There are encouraging examples around the world of recognising culture as a critical aspect to enable and drive more experimentation. In the UK, the Government Digital Service is developing a new culture of citizen engagement and service design. In Canada, on a federal level the government is issuing new requirements to allocate proportion of budgets for experimentation. And on a local level, with support from InWithForward, service organisations are trialling new ways of creating space for experimentation, research and development in public service delivery. In Chile, the Laboratorio de Gobierno is running the Experimenta programme - a cross-government training movement centred around experimental approaches. And the Mohammed Bin Rashid Centre for Government Innovation in UAE is currently exploring - in collaboration with Nesta - how to foster a culture of experimentation in government.  

What next?

Since these reflections are unfinished and a work-in-progress, we are curious to know how they resonate with practitioners in the field of experimental government. What is important when strategically planning and doing experiments in government contexts? And which experiences should we base our R&D efforts on in order to support the growing community of practice?
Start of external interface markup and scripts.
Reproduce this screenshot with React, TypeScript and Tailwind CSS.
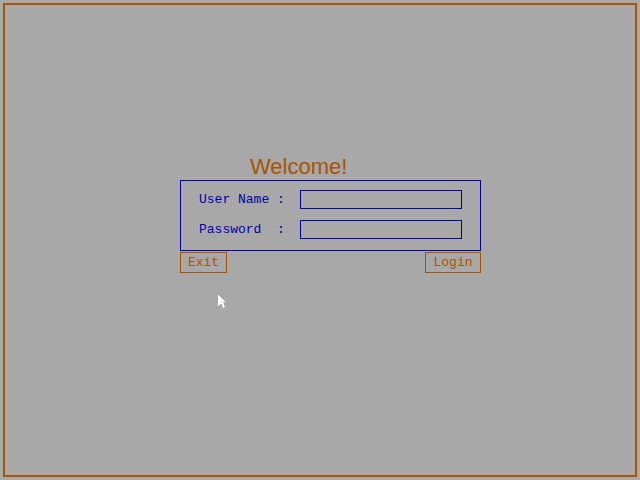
export default function App() {
  return (
    <div className="relative w-[640px] h-[480px] bg-[#a8a8a8] p-[3px]">
      <div className="h-full w-full border-2 border-[#a85400] pl-[175px] pt-[150px]">
        <div className="w-[301px]">
          <div className="pl-[70px] h-[24px] text-[22px] leading-[24px] text-[#a85400] font-['Liberation_Sans',Arial,sans-serif]">
            Welcome!
          </div>
          <div className="mt-px border border-[#0000a8] pl-[18px] pr-[18px] pt-[9px] pb-[11px] flex flex-col gap-[11px] font-['Liberation_Mono',monospace] text-[13px] text-[#0000a8]">
            <div className="flex items-center h-[19px]">
              <span className="w-[101px] whitespace-pre">User Name :</span>
              <div className="w-[162px] h-[19px] border border-[#0000a8]" />
            </div>
            <div className="flex items-center h-[19px]">
              <span className="w-[101px] whitespace-pre">Password  :</span>
              <div className="w-[162px] h-[19px] border border-[#0000a8]" />
            </div>
          </div>
          <div className="mt-px flex justify-between font-['Liberation_Mono',monospace] text-[13px] text-[#a85400]">
            <button className="w-[47px] h-[21px] border border-[#a85400] flex items-center justify-center leading-none">
              Exit
            </button>
            <button className="w-[56px] h-[21px] border border-[#a85400] flex items-center justify-center leading-none">
              Login
            </button>
          </div>
        </div>
      </div>
      <svg className="absolute left-[218px] top-[295px]" width="10" height="15" viewBox="0 0 10 15" shapeRendering="crispEdges">
        <polygon points="0,0 0,11 3,8 5,13 7,12 5,7 8,7" fill="#ffffff" />
      </svg>
    </div>
  );
}
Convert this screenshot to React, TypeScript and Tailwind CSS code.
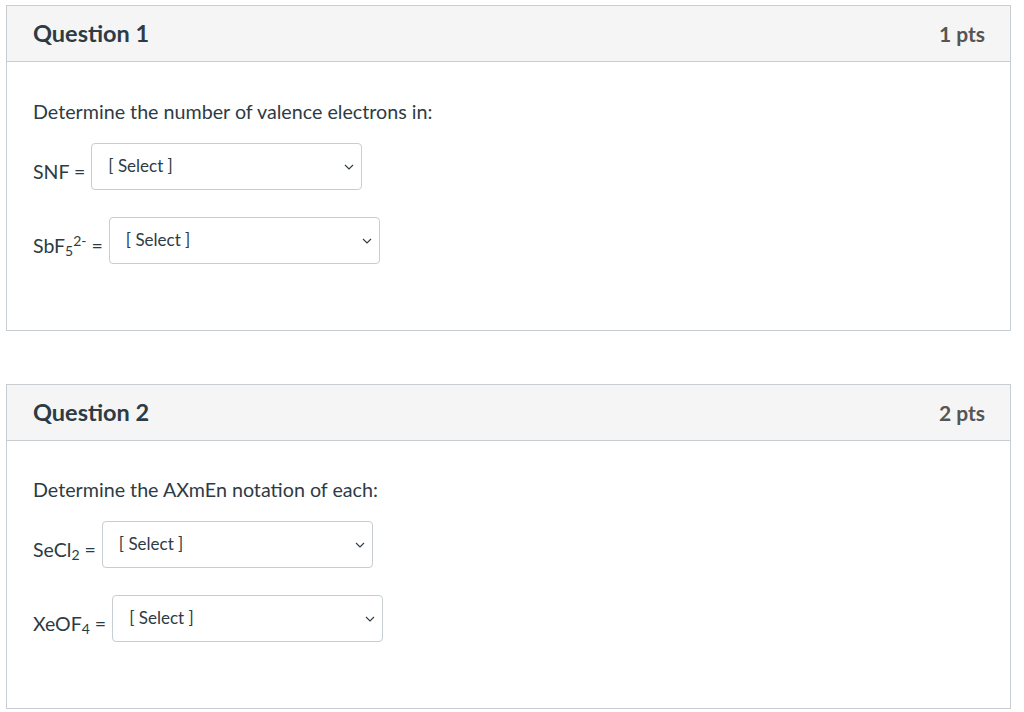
import React from "react";

function Chevron() {
  return (
    <svg width="10" height="6" viewBox="0 0 10 6" className="shrink-0">
      <path d="M1 1 L5 5 L9 1" fill="none" stroke="#2d3b45" strokeWidth="1.1" />
    </svg>
  );
}

function SelectBox() {
  return (
    <div className="flex h-[47px] w-[271px] items-center justify-between rounded-[4px] border border-[#c7cdd1] bg-white pl-[16px] pr-[7px] text-[17px] text-[#2d3b45]">
      <span className="-mt-[2px]">[ Select ]</span>
      <Chevron />
    </div>
  );
}

function Row({ label, first }: { label: React.ReactNode; first?: boolean }) {
  return (
    <div className={`flex h-[47px] items-center ${first ? "mt-[17px]" : "mt-[27px]"}`}>
      <span className="mr-[6px] pt-[9px] text-[19.5px] leading-[27px] text-[#2d3b45]">{label}</span>
      <SelectBox />
    </div>
  );
}

function Card({
  title,
  pts,
  prompt,
  rows,
  bodyTop,
}: {
  title: string;
  pts: string;
  prompt: string;
  rows: React.ReactNode[];
  bodyTop: string;
}) {
  return (
    <div className="w-[1005px] border border-[#c7cdd1] bg-white">
      <div className="flex h-[56px] items-center justify-between border-b border-[#c7cdd1] bg-[#f5f5f5] pl-[26px] pr-[25px]">
        <span className="text-[23.5px] font-bold text-[#2d3b45]">{title}</span>
        <span className="text-[21px] font-bold text-[#555555]">{pts}</span>
      </div>
      <div className={`px-[26px] pb-[66px] ${bodyTop}`}>
        <p className="text-[19.7px] leading-[28px] text-[#2d3b45]">{prompt}</p>
        {rows.map((r, i) => (
          <Row key={i} label={r} first={i === 0} />
        ))}
      </div>
    </div>
  );
}

export default function App() {
  return (
    <div
      className="min-h-[712px] w-[1024px] bg-white pl-[6px] pt-[5px]"
      style={{ fontFamily: "Lato, 'Liberation Sans', sans-serif" }}
    >
      <Card
        title="Question 1"
        pts="1 pts"
        prompt="Determine the number of valence electrons in:"
        bodyTop="pt-[36px]"
        rows={[
          <>SNF =</>,
          <>
            SbF<sub className="text-[14px] leading-none">5</sub>
            <sup className="text-[14px] leading-none">2-</sup> =
          </>,
        ]}
      />
      <div className="h-[53px]" />
      <Card
        title="Question 2"
        pts="2 pts"
        prompt="Determine the AXmEn notation of each:"
        bodyTop="pt-[35px]"
        rows={[
          <>
            SeCl<sub className="text-[14px] leading-none">2</sub> =
          </>,
          <>
            XeOF<sub className="text-[14px] leading-none">4</sub> =
          </>,
        ]}
      />
    </div>
  );
}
Within the i-school initiative, we will work with and support a number of governments and innovation labs on building better innovation capacity (and a culture of experimentation) in the coming months. This work will involve related topics such as HR management for innovation, ecosystems for innovation (organisational readiness) and impact assessment for building innovation capacity in government. We are very keen to hear from people and organisations that wish to be involved in this.

Collectively and in collaboration, we hope to take some steps in the right direction in order to better deal with the many challenges for governments to embed experimental approaches in their strategic policy and innovation work.